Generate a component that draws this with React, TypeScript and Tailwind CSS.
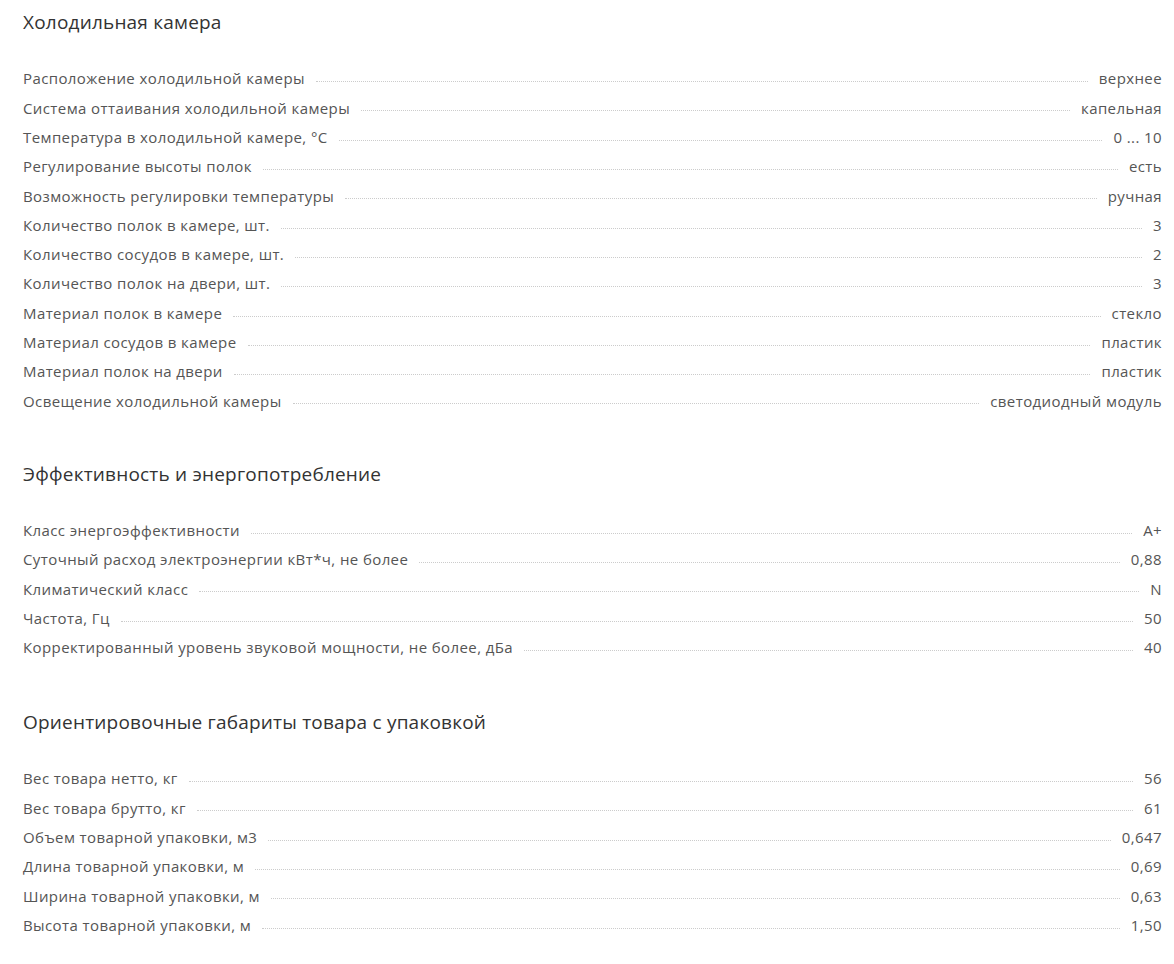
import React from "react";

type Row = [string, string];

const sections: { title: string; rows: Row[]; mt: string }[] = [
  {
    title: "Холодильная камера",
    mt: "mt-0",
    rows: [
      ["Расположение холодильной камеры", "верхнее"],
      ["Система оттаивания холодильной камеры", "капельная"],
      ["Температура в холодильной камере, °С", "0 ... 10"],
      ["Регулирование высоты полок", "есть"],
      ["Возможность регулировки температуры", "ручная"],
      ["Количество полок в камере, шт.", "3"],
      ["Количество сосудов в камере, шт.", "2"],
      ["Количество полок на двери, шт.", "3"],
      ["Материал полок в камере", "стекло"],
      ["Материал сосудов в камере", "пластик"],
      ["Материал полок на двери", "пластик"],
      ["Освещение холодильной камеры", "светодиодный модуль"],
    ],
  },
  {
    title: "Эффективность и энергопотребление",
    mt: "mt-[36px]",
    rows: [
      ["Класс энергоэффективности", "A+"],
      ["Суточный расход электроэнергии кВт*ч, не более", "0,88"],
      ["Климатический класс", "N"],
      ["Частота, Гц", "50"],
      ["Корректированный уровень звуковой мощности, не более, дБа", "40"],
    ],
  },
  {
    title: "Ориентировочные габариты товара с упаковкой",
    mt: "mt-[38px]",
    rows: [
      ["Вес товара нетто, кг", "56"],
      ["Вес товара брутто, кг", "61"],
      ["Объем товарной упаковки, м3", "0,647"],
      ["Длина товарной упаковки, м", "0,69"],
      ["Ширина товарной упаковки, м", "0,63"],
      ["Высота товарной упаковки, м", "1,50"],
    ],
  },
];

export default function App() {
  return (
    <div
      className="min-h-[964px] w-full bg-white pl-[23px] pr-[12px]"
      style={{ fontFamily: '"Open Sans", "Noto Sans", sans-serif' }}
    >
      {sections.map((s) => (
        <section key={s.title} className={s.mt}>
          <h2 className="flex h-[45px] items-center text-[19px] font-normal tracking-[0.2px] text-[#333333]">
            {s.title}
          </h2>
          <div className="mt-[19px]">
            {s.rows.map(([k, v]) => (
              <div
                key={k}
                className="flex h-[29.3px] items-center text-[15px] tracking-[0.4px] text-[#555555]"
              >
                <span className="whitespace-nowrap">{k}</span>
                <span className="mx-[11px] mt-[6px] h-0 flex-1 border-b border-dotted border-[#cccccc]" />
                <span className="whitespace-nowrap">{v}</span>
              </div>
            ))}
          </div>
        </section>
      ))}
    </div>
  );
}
---
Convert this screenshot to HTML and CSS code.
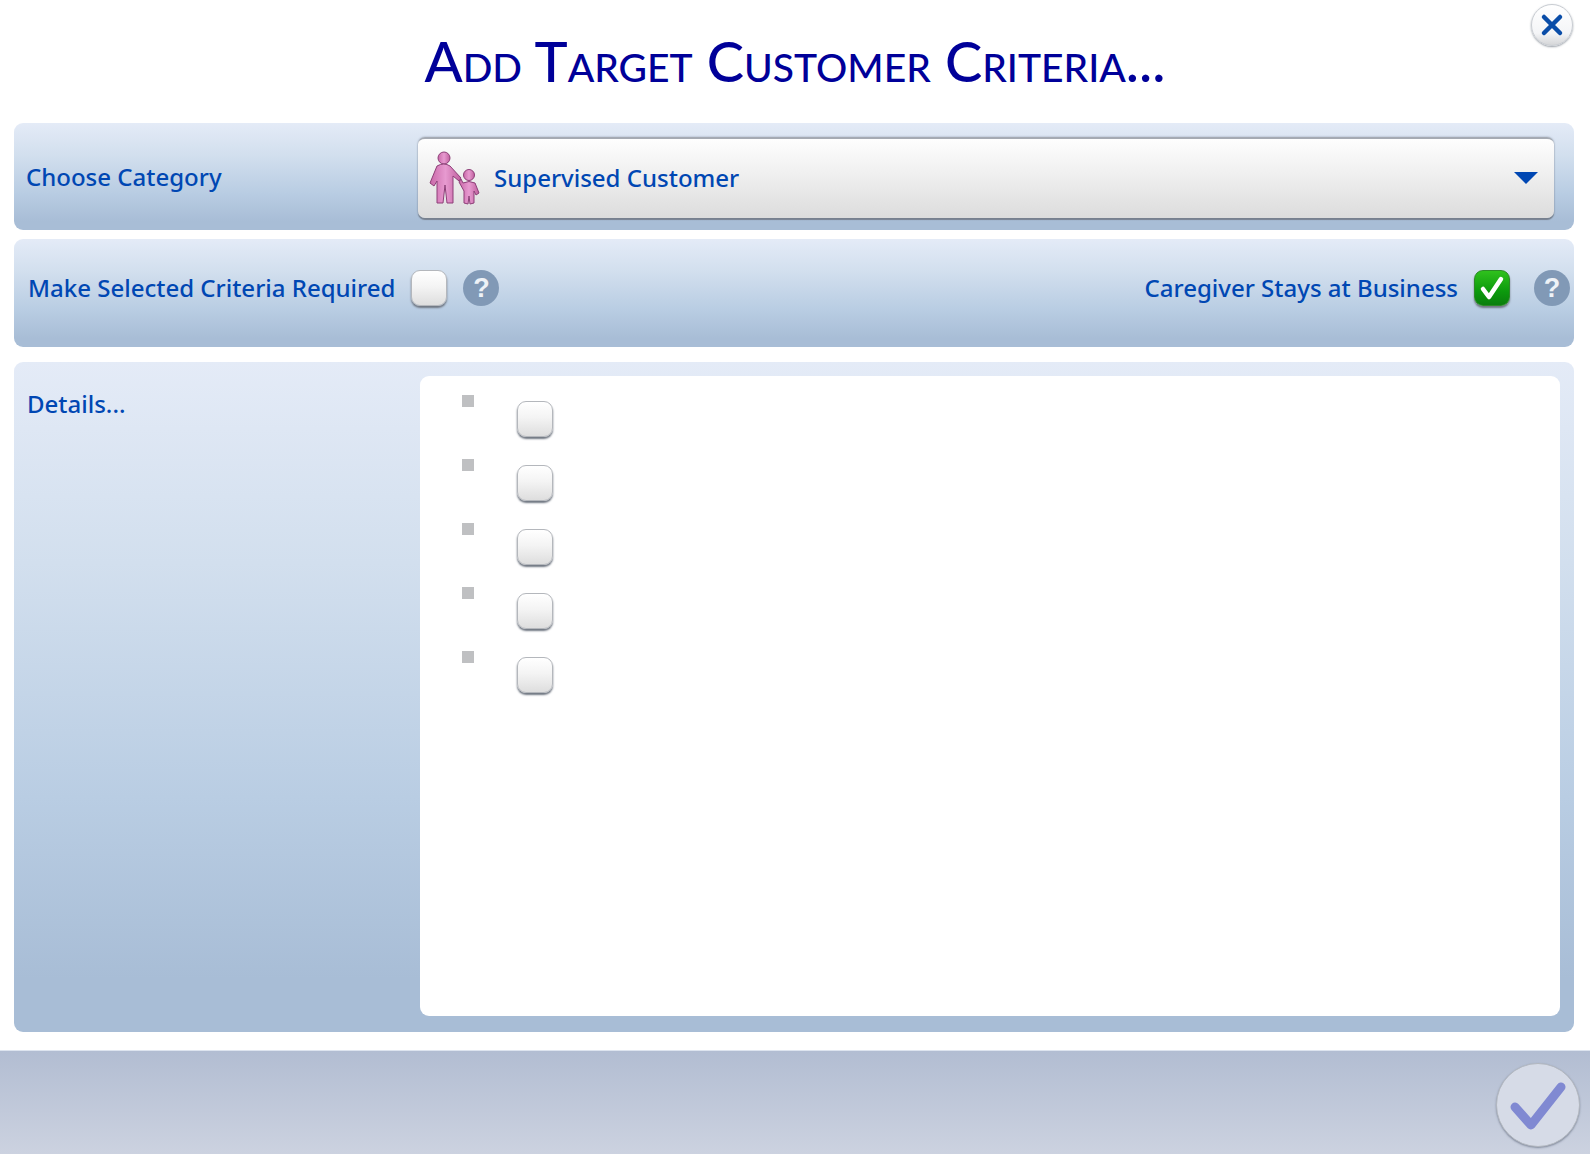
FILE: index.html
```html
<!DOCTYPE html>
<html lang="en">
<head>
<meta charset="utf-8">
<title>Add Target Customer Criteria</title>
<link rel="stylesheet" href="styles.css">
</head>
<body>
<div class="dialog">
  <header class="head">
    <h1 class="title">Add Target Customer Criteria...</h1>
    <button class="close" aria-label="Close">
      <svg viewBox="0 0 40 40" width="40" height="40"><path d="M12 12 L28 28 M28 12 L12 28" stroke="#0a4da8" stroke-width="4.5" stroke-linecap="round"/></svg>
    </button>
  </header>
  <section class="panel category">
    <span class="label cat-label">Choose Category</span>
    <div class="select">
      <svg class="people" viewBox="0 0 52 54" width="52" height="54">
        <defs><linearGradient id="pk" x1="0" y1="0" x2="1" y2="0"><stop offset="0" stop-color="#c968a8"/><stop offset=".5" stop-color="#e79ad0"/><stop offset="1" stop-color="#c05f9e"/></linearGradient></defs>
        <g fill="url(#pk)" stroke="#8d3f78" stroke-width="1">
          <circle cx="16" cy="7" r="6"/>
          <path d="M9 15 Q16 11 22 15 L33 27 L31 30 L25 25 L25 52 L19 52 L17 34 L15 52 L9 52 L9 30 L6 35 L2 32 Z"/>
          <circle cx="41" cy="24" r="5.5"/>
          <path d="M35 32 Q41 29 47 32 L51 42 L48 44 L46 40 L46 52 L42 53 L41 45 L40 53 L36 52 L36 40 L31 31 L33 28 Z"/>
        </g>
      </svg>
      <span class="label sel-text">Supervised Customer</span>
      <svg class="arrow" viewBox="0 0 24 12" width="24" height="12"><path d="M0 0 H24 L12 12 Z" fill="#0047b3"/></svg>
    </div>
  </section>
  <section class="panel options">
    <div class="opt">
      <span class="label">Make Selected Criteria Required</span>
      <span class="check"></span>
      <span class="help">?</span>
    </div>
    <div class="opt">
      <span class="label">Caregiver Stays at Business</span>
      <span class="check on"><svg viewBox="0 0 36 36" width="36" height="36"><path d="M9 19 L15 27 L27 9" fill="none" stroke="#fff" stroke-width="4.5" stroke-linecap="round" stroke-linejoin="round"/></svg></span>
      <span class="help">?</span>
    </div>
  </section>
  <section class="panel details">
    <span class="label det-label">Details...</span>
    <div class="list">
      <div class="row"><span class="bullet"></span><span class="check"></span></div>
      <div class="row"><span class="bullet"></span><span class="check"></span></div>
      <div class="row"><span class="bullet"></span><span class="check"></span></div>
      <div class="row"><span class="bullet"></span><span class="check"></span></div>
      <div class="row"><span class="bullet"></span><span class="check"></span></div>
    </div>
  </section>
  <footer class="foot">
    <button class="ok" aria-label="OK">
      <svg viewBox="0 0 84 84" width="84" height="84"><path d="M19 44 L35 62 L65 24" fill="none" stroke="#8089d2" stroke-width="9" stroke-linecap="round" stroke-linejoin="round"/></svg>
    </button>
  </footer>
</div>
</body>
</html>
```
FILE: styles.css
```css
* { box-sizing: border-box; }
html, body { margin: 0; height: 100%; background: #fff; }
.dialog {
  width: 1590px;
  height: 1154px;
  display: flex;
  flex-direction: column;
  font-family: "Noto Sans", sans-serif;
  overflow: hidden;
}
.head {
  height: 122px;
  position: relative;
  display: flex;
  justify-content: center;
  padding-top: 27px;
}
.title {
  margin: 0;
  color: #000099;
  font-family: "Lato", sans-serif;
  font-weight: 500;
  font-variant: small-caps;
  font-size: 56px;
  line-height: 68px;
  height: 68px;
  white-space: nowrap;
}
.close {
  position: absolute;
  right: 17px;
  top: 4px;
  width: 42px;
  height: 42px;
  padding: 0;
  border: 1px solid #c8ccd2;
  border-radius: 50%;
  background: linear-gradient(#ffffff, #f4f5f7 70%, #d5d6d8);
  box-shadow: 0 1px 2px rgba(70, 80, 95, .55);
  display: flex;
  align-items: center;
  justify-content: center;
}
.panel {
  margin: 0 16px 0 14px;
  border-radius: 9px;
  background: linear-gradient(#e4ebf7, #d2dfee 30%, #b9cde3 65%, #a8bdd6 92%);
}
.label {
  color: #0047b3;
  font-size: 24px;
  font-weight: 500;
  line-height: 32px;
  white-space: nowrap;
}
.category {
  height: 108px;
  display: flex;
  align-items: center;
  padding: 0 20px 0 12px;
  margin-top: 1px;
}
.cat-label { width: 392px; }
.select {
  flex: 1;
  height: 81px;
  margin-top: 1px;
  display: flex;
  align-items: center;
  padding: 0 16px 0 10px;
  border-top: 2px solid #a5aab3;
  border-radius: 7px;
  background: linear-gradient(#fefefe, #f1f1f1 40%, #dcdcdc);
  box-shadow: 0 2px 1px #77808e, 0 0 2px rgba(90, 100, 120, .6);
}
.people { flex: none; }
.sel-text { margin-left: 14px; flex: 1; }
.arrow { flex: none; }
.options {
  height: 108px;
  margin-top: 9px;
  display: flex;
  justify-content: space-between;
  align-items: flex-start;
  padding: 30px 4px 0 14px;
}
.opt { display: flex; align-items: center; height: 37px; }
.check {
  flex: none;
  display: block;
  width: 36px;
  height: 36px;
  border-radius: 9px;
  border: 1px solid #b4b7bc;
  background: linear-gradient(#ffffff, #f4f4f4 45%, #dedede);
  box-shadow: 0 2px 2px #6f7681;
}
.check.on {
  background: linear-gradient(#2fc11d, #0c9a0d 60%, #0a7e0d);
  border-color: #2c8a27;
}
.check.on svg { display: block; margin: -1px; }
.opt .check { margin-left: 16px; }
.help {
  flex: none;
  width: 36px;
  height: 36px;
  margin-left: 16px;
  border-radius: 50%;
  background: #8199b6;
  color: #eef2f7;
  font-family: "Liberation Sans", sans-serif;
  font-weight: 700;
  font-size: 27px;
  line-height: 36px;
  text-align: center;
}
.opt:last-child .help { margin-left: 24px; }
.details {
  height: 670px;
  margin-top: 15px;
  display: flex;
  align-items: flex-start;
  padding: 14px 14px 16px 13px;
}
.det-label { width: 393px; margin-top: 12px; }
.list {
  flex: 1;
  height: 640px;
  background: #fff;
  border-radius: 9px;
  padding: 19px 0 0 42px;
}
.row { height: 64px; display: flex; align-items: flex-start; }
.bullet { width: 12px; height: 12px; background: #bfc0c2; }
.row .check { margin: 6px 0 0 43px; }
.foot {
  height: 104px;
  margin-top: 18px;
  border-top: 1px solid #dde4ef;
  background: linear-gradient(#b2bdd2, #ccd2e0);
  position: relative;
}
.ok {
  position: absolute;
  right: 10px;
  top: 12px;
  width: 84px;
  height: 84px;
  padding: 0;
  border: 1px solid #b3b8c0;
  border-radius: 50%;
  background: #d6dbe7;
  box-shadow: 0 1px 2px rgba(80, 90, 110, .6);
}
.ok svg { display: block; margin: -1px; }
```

** What you are asked to do **
Reproduce exactly the lines above starting at the line containing "Generate a component" and ending at the line containing "type Row = [string, string];", including both, but not the pictures.

** Exercise result **
Generate a component that draws this with React, TypeScript and Tailwind CSS.
import React from "react";

type Row = [string, string];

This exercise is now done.